Kelsea Ballerini will kick your butt on Iron Chef. The Nashville native is famous for her country albums, but now that she’s “in proper lockdown” instead of on tour, Kelsea’s channeling her onstage energy into cooking challenges. “I never made the time to make my own meals before, but it’s becoming a real passion,” says the musician, whose newest single The Other Girl” is a collab with Halsey. (And a certified bop, P.S.)

Here’s what the Grammy nominee is doing while staying at home… besides making her dad’s eggplant parm recipe from scratch.

Your new album, Kelsea, is out now… but you can’t perform live for a while. What’s that been like for you?
Hard, obviously, but also a good opportunity to reflect on who I am and why I do what I do, you know? In a way, I’m recalibrating my creative process. I’ve been living on tour buses and hotel rooms for years. I’m not used to being home. I’m not used to having a schedule or routine, so I’m having to learn what works for me as an adult. When I write songs on the road, I’m most creative right when I walk offstage. I go straight into the tour bus and write until 2 or 3 in the morning because I’m in that head space! But at home, I’m my sharpest and my least filtered during my first cup of coffee in the morning.

Welcome to the magical power of caffeine.
Right? A cup of regular coffee is my holy grail. I can write a song and a half in 45 minutes after that!

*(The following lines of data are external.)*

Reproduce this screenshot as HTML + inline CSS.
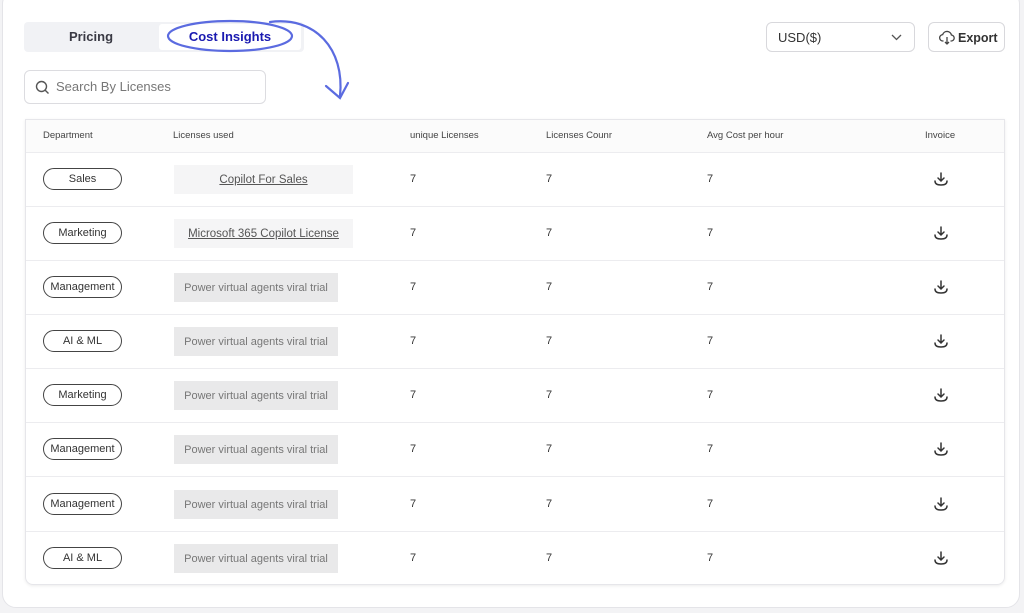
<!DOCTYPE html>
<html><head><meta charset="utf-8"><style>
*{box-sizing:border-box;margin:0;padding:0}
body{width:1024px;height:613px;background:#f3f3f5;font-family:"Liberation Sans",sans-serif;position:relative;overflow:hidden;color:#333}
.card{position:absolute;left:2px;top:-10px;width:1018px;height:618px;background:#fff;border:1px solid #e4e4e8;border-radius:14px}
.abs{position:absolute}
.tabs{left:24px;top:22px;width:280px;height:30px;background:#f1f2f5;border-radius:4px}
.tab1{left:24px;top:22px;width:134px;height:30px;line-height:30px;text-align:center;font-weight:bold;font-size:13px;color:#3a3a44}
.tab2{left:159px;top:24px;width:142px;height:26px;background:#fff;border-radius:3px}
.ci{left:159px;top:22px;width:142px;height:30px;line-height:30px;text-align:center;font-weight:bold;font-size:13px;color:#1a1ab0}
.search{left:24px;top:70px;width:242px;height:34px;border:1.5px solid #dcdce0;border-radius:6px}
.search span{position:absolute;left:31px;top:8px;font-size:13px;color:#777}
.sel{left:766px;top:22px;width:149px;height:30px;border:1px solid #d8d8dc;border-radius:6px;font-size:13px;color:#333}
.exp{left:928px;top:22px;width:77px;height:30px;border:1px solid #d8d8dc;border-radius:6px;font-size:12.5px;font-weight:bold;color:#333}
.table{left:25px;top:119px;width:980px;height:466px;border:1px solid #e6e6ea;border-radius:0 0 8px 8px;box-shadow:0 1px 3px rgba(0,0,0,.08)}
.hdr{position:absolute;left:0;top:0;width:100%;height:33px;background:#fbfbfb;border-bottom:1px solid #ececef}
.hdr span{position:absolute;top:10px;font-size:9.5px;color:#444}
.row{position:absolute;left:0;width:100%;height:54px;border-bottom:1px solid #ececef}
.pill{position:absolute;left:17px;top:15px;width:79px;height:22px;border:1.5px solid #444;border-radius:11px;display:flex;align-items:center;justify-content:center;font-size:11px;color:#333}
.chip{position:absolute;left:148px;top:12px;height:29px;display:flex;align-items:center;justify-content:center;font-size:11px}
.c1{width:179px;background:#f5f5f6;color:#555;text-decoration:underline;font-size:11.5px}
.c2{width:164px;background:#e9e9ea;color:#777}
.n{position:absolute;top:20px;font-size:11px;color:#333}
.dl{position:absolute;left:907px;top:18px}
</style></head><body>
<div class="card"></div>
<div class="abs tabs"></div>
<div class="abs tab2"></div>
<div class="abs tab1">Pricing</div>
<div class="abs ci">Cost Insights</div>
<svg class="abs" style="left:160px;top:14px" width="200" height="90" viewBox="0 0 200 90" fill="none" stroke="#5b6be0" stroke-width="2.2" stroke-linecap="round">
<ellipse cx="70" cy="22" rx="62" ry="15"/>
<path d="M110 8 C155 2 185 35 180 82"/>
<path d="M166 72 L180 84 L188 69"/>
</svg>
<div class="abs search"><svg style="position:absolute;left:10px;top:9px" width="15" height="15" viewBox="0 0 15 15" fill="none" stroke="#555" stroke-width="1.4"><circle cx="6.5" cy="6.5" r="5"/><path d="M10.2 10.2L13.5 13.5"/></svg><span>Search By Licenses</span></div>
<div class="abs sel"><span style="position:absolute;left:11px;top:7px">USD($)</span><svg style="position:absolute;left:124px;top:11px" width="11" height="7" viewBox="0 0 11 7" fill="none" stroke="#555" stroke-width="1.3"><path d="M1 1l4.5 4.5L10 1"/></svg></div>
<div class="abs exp"><svg style="position:absolute;left:10px;top:7px" width="16" height="15" viewBox="0 0 16 15" fill="none" stroke="#444" stroke-width="1.3"><path d="M4.5 11H4a3.2 3.2 0 0 1-.3-6.4A4.5 4.5 0 0 1 12.4 5 3 3 0 0 1 12 11h-.5"/><path d="M8 7v7M6 12l2 2 2-2"/></svg><span style="position:absolute;left:29px;top:8px">Export</span></div>
<div class="abs table">
<div class="hdr"><span style="left:17px">Department</span><span style="left:147px">Licenses used</span><span style="left:384px">unique Licenses</span><span style="left:520px">Licenses Counr</span><span style="left:681px">Avg Cost per hour</span><span style="left:899px">Invoice</span></div>
<div style="position:absolute;left:0;top:33px;width:100%">
<div class="row" style="top:0"><div class="pill">Sales</div><div class="chip c1">Copilot For Sales</div><span class="n" style="left:384px">7</span><span class="n" style="left:520px">7</span><span class="n" style="left:681px">7</span><svg class="dl" width="16" height="16" viewBox="0 0 16 16" fill="none" stroke="#333" stroke-width="1.5" stroke-linecap="round"><path d="M8 2v8M5 7l3 3 3-3M2 10c0 3 2.5 4 6 4s6-1 6-4"/></svg></div>
<div class="row" style="top:54px"><div class="pill">Marketing</div><div class="chip c1">Microsoft 365 Copilot License</div><span class="n" style="left:384px">7</span><span class="n" style="left:520px">7</span><span class="n" style="left:681px">7</span><svg class="dl" width="16" height="16" viewBox="0 0 16 16" fill="none" stroke="#333" stroke-width="1.5" stroke-linecap="round"><path d="M8 2v8M5 7l3 3 3-3M2 10c0 3 2.5 4 6 4s6-1 6-4"/></svg></div>
<div class="row" style="top:108px"><div class="pill">Management</div><div class="chip c2">Power virtual agents viral trial</div><span class="n" style="left:384px">7</span><span class="n" style="left:520px">7</span><span class="n" style="left:681px">7</span><svg class="dl" width="16" height="16" viewBox="0 0 16 16" fill="none" stroke="#333" stroke-width="1.5" stroke-linecap="round"><path d="M8 2v8M5 7l3 3 3-3M2 10c0 3 2.5 4 6 4s6-1 6-4"/></svg></div>
<div class="row" style="top:162px"><div class="pill">AI &amp; ML</div><div class="chip c2">Power virtual agents viral trial</div><span class="n" style="left:384px">7</span><span class="n" style="left:520px">7</span><span class="n" style="left:681px">7</span><svg class="dl" width="16" height="16" viewBox="0 0 16 16" fill="none" stroke="#333" stroke-width="1.5" stroke-linecap="round"><path d="M8 2v8M5 7l3 3 3-3M2 10c0 3 2.5 4 6 4s6-1 6-4"/></svg></div>
<div class="row" style="top:216px"><div class="pill">Marketing</div><div class="chip c2">Power virtual agents viral trial</div><span class="n" style="left:384px">7</span><span class="n" style="left:520px">7</span><span class="n" style="left:681px">7</span><svg class="dl" width="16" height="16" viewBox="0 0 16 16" fill="none" stroke="#333" stroke-width="1.5" stroke-linecap="round"><path d="M8 2v8M5 7l3 3 3-3M2 10c0 3 2.5 4 6 4s6-1 6-4"/></svg></div>
<div class="row" style="top:270px"><div class="pill">Management</div><div class="chip c2">Power virtual agents viral trial</div><span class="n" style="left:384px">7</span><span class="n" style="left:520px">7</span><span class="n" style="left:681px">7</span><svg class="dl" width="16" height="16" viewBox="0 0 16 16" fill="none" stroke="#333" stroke-width="1.5" stroke-linecap="round"><path d="M8 2v8M5 7l3 3 3-3M2 10c0 3 2.5 4 6 4s6-1 6-4"/></svg></div>
<div class="row" style="top:325px"><div class="pill">Management</div><div class="chip c2">Power virtual agents viral trial</div><span class="n" style="left:384px">7</span><span class="n" style="left:520px">7</span><span class="n" style="left:681px">7</span><svg class="dl" width="16" height="16" viewBox="0 0 16 16" fill="none" stroke="#333" stroke-width="1.5" stroke-linecap="round"><path d="M8 2v8M5 7l3 3 3-3M2 10c0 3 2.5 4 6 4s6-1 6-4"/></svg></div>
<div class="row" style="top:379px;border-bottom:none"><div class="pill">AI &amp; ML</div><div class="chip c2">Power virtual agents viral trial</div><span class="n" style="left:384px">7</span><span class="n" style="left:520px">7</span><span class="n" style="left:681px">7</span><svg class="dl" width="16" height="16" viewBox="0 0 16 16" fill="none" stroke="#333" stroke-width="1.5" stroke-linecap="round"><path d="M8 2v8M5 7l3 3 3-3M2 10c0 3 2.5 4 6 4s6-1 6-4"/></svg></div>
</div>
</div>
</body></html>
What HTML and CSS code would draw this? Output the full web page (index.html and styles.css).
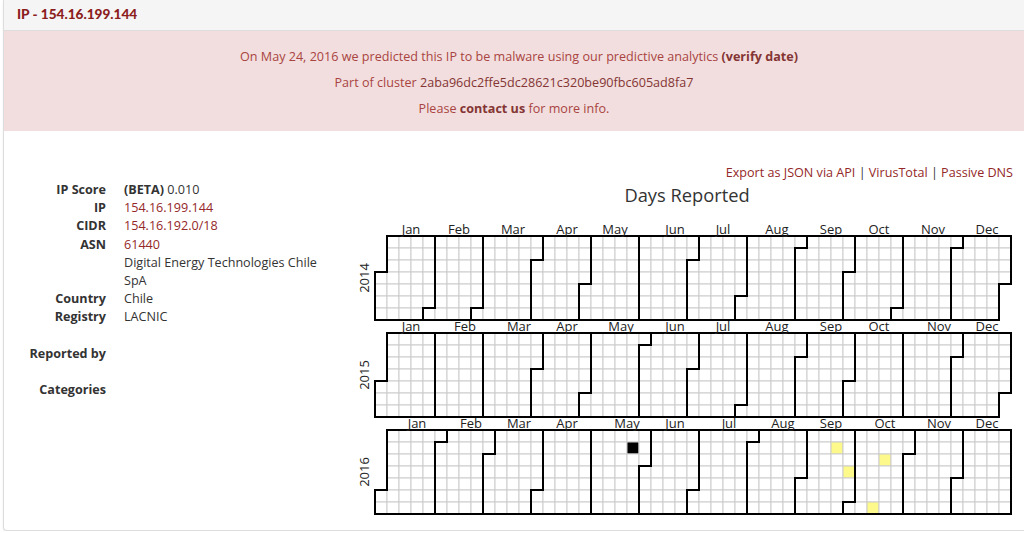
FILE: index.html
```html
<!DOCTYPE html>
<html lang="en">

<head>
    <meta charset="UTF-8">
    <meta name="viewport" content="width=device-width, initial-scale=1.0">
    <title>IP - 154.16.199.144</title>

    <link rel="stylesheet" href="styles.css">
</head>

<body>

    <div class="panel">
        <div class="panel-heading">
            <h1>IP - 154.16.199.144</h1>
        </div>

        <div class="alert">
            <p>On May 24, 2016 we predicted this IP to be malware using our predictive analytics <a href="#"><b>(verify date)</b></a></p>
            <p>Part of cluster <a href="#">2aba96dc2ffe5dc28621c320be90fbc605ad8fa7</a></p>
            <p>Please <a href="#"><b>contact us</b></a> for more info.</p>
        </div>

        <div class="panel-body">
            <div class="col-info">
                <dl class="info">
                    <dt>IP Score</dt>
                    <dd><b>(BETA)</b> 0.010</dd>
                    <dt>IP</dt>
                    <dd><a href="#">154.16.199.144</a></dd>
                    <dt>CIDR</dt>
                    <dd><a href="#">154.16.192.0/18</a></dd>
                    <dt>ASN</dt>
                    <dd><a href="#">61440</a><br>Digital Energy Technologies Chile SpA</dd>
                    <dt>Country</dt>
                    <dd>Chile</dd>
                    <dt>Registry</dt>
                    <dd>LACNIC</dd>
                    <dt class="gap">Reported by</dt>
                    <dd class="gap"></dd>
                    <dt class="gap">Categories</dt>
                    <dd class="gap"></dd>
                </dl>
            </div>

            <div class="col-cal">
                <p class="links">
                    <a href="#">Export as JSON via API</a> | <a href="#">VirusTotal</a> | <a href="#">Passive DNS</a>
                </p>
                <h3>Days Reported</h3>
                <svg id="calendar" width="664" height="310"></svg>
            </div>
        </div>
    </div>

    <script>
        document.addEventListener('DOMContentLoaded', () => {
            const cellSize = 12;
            const ns = 'http://www.w3.org/2000/svg';
            const svg = document.getElementById('calendar');
            const monthNames = ['Jan', 'Feb', 'Mar', 'Apr', 'May', 'Jun', 'Jul', 'Aug', 'Sep', 'Oct', 'Nov', 'Dec'];

            // hari yang dilaporkan
            const reported = {
                '2016-05-23': 'q-high',
                '2016-09-19': 'q-low',
                '2016-09-28': 'q-low',
                '2016-10-15': 'q-low',
                '2016-10-18': 'q-low'
            };

            const el = (name, attrs, parent) => {
                const node = document.createElementNS(ns, name);
                for (const key in attrs) node.setAttribute(key, attrs[key]);
                parent.appendChild(node);
                return node;
            };

            const weekOf = (d) => {
                const start = new Date(d.getFullYear(), 0, 1);
                const days = Math.round((d - start) / 864e5);
                return Math.floor((days + start.getDay()) / 7);
            };

            const pad = (n) => (n < 10 ? '0' : '') + n;

            const monthPath = (year, month) => {
                const t0 = new Date(year, month, 1);
                const t1 = new Date(year, month + 1, 0);
                const d0 = t0.getDay(), w0 = weekOf(t0);
                const d1 = t1.getDay(), w1 = weekOf(t1);
                return 'M' + (w0 + 1) * cellSize + ',' + d0 * cellSize +
                    'H' + w0 * cellSize + 'V' + 7 * cellSize +
                    'H' + w1 * cellSize + 'V' + (d1 + 1) * cellSize +
                    'H' + (w1 + 1) * cellSize + 'V0' +
                    'H' + (w0 + 1) * cellSize + 'Z';
            };

            [2014, 2015, 2016].forEach((year, i) => {
                const g = el('g', { transform: 'translate(20,' + (30 + i * 97) + ')' }, svg);

                const label = el('text', {
                    class: 'year',
                    transform: 'translate(-6,' + cellSize * 3.5 + ')rotate(-90)'
                }, g);
                label.textContent = year;

                for (let d = new Date(year, 0, 1); d.getFullYear() === year; d.setDate(d.getDate() + 1)) {
                    const key = year + '-' + pad(d.getMonth() + 1) + '-' + pad(d.getDate());
                    el('rect', {
                        class: 'day ' + (reported[key] || ''),
                        x: weekOf(d) * cellSize,
                        y: d.getDay() * cellSize,
                        width: cellSize,
                        height: cellSize
                    }, g);
                }

                for (let m = 0; m < 12; m++) {
                    el('path', { class: 'month', d: monthPath(year, m) }, g);

                    const w0 = weekOf(new Date(year, m, 1));
                    const w1 = weekOf(new Date(year, m + 1, 0));
                    const text = el('text', {
                        class: 'month-name',
                        x: (w0 + w1 + 1) / 2 * cellSize + 6,
                        y: -2
                    }, g);
                    text.textContent = monthNames[m];
                }
            });
        });
    </script>

</body>
</html>
```

FILE: styles.css
```css
body {
    margin: 0;
    font-family: "Open Sans", Arial, sans-serif;
    font-size: 12.6px;
    line-height: 18px;
    color: #333;
    background-color: #fff;
}

a {
    color: #942828;
    text-decoration: none;
}

.panel {
    margin-left: 3px;
    border-left: 1px solid #ddd;
    border-bottom: 1px solid #ddd;
    border-radius: 0 0 0 4px;
    box-shadow: 0 1px 2px rgba(0, 0, 0, 0.08);
    background-color: #fff;
}

.panel-heading {
    height: 30px;
    padding: 0 13px;
    background-color: #f5f5f5;
    border-bottom: 1px solid #ddd;
}

.panel-heading h1 {
    margin: 0;
    font-family: Lato, "Open Sans", sans-serif;
    font-size: 13.6px;
    font-weight: 900;
    line-height: 29px;
    color: #8c1d1d;
}

.alert {
    padding: 17px 15px 5px;
    background-color: #f2dede;
    color: #a94442;
    text-align: center;
}

.alert p {
    margin: 0 0 8px;
}

.alert p:first-child {
    padding-left: 10px;
}

.alert a {
    color: #843534;
}

.panel-body {
    display: flex;
    padding: 32px 0 14px;
}

.col-info {
    width: 351px;
    flex-shrink: 0;
}

.info {
    display: grid;
    grid-template-columns: 102px 210px;
    column-gap: 18px;
    margin: 18px 0 0;
    line-height: 18.2px;
}

.info dt {
    font-weight: bold;
    text-align: right;
}

.info dd {
    margin: 0;
}

.info .gap {
    margin-top: 18.2px;
}

.col-cal {
    width: 664px;
    flex-shrink: 0;
}

.links {
    margin: 1px 0 0;
    padding-right: 6px;
    text-align: right;
}

.col-cal h3 {
    margin: 2px 0 0;
    font-size: 18.3px;
    font-weight: normal;
    line-height: 22px;
    text-align: center;
    color: #333;
}

#calendar {
    display: block;
}

#calendar text {
    font-family: "Open Sans", Arial, sans-serif;
    font-size: 13px;
    fill: #222;
    text-anchor: middle;
}

.day {
    fill: #fff;
    stroke: #ccc;
}

.day.q-high {
    fill: #000;
}

.day.q-low {
    fill: #fdf98a;
}

.month {
    fill: none;
    stroke: #000;
    stroke-width: 2px;
}
```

You have millions of social media followers. Do you feel pressure to put on makeup and do your hair every day, even if you’re just baking bread on your Instagram Stories?
No, but if I’m recording some performance videos, I’ll put on my makeup. I actually really enjoy doing my own makeup; it feels like an art form to me. I swear by The Honest Company’s Everything Primer Glow—it basically just makes you look dewy all day, and I love glowy skin like J.Lo! And The Honest Company products don’t have any nasty chemicals, so I enjoy that. Then I do Boy Brow by Glossier because you have to, right? And then Pillow Talk eyes by Charlotte Tilbury.

What’s a weird thing you keep running out of in quarantine?
Onions?! I’ve never cooked before, so I didn’t realize that literally every recipe has onions.

What’s an obstacle from quarantine that’s actually making you better at your job?
The isolation. I’ve been writing a ton completely by myself. That’s what I did when I was 12, 13. When I moved to Nashville, I always wanted to be in the room with people that are better than me, and I was lucky enough to work with the best songwriters out there. But in doing that, I stopped trusting my gut and trusting my own voice. And now I’m getting back to that.

How did you and Halsey collaborate on “The Other Girl?”
I had a note on my iPhone that just said “The Other Girl” for a while. I had this concept in my head, like [Brandy and Monica’s] “The Boy Is Mine,” because you don’t see a lot of female collaborations anymore! It’s a lot of guy-with-a-girl. But where’s the female power? And Halsey, I mean, she’s all female power.

Were you friends before the collaboration?
Yeah, we met backstage at her last tour in Nashville and hung out all night. We’re the same age and came up around the same time, and we connected on the level of being a young woman in the music industry. Being a songwriter and doing it with grace but also being bold. We’re really parallel in the way we envision our work… The blend was really nice. [I] recorded [my vocal part] in my tour bus.

You made that song on a bus?
Oh yeah. If you turn up the track, you can hear the road rattling in the background, and if you isolate my vocals, you can hear the air conditioning!

What’s your advice for collaborating on a work project with a friend?
Really listen to each other, and don’t be afraid to be honest. If you hear something that should be better, say so. But do it with grace, and listen with grace when your friend tells you something you can do better.

You’re part of a group of young female country artists who are getting a lot of attention right now, and a lot of success. How do you support other women in your field while maintaining your own drive to be the best?
Ah, that’s such a hard and good question! Because we all go through that, don’t we? Don’t you?

Absolutely. How do you handle it?
So in a field like music, there’s a level of competition that’s healthy. It’s drive, passion, it fuels you to work as hard as you can. Competitiveness is great until you can’t support people having their own moments. Then it’s a problem. Compete against yourself and your own stats and your own work. When you can’t root for someone else the way you’d root for yourself, that’s when you know it’s toxic, and you have to ask yourself, “Why do I feel this way? How can I make peace with this for myself?”

How do you know when a song is done, and when it still needs work?
I’ve always trusted my gut. That sounds like a cop-out, but it’s the truth. I always just have this gut feeling when something is supposed to be on an album. I try to listen to that. It’s easy to get disconnected but if you can carve out the space and see how you’re feeling, it’s the purest form of a reaction. Aim for that.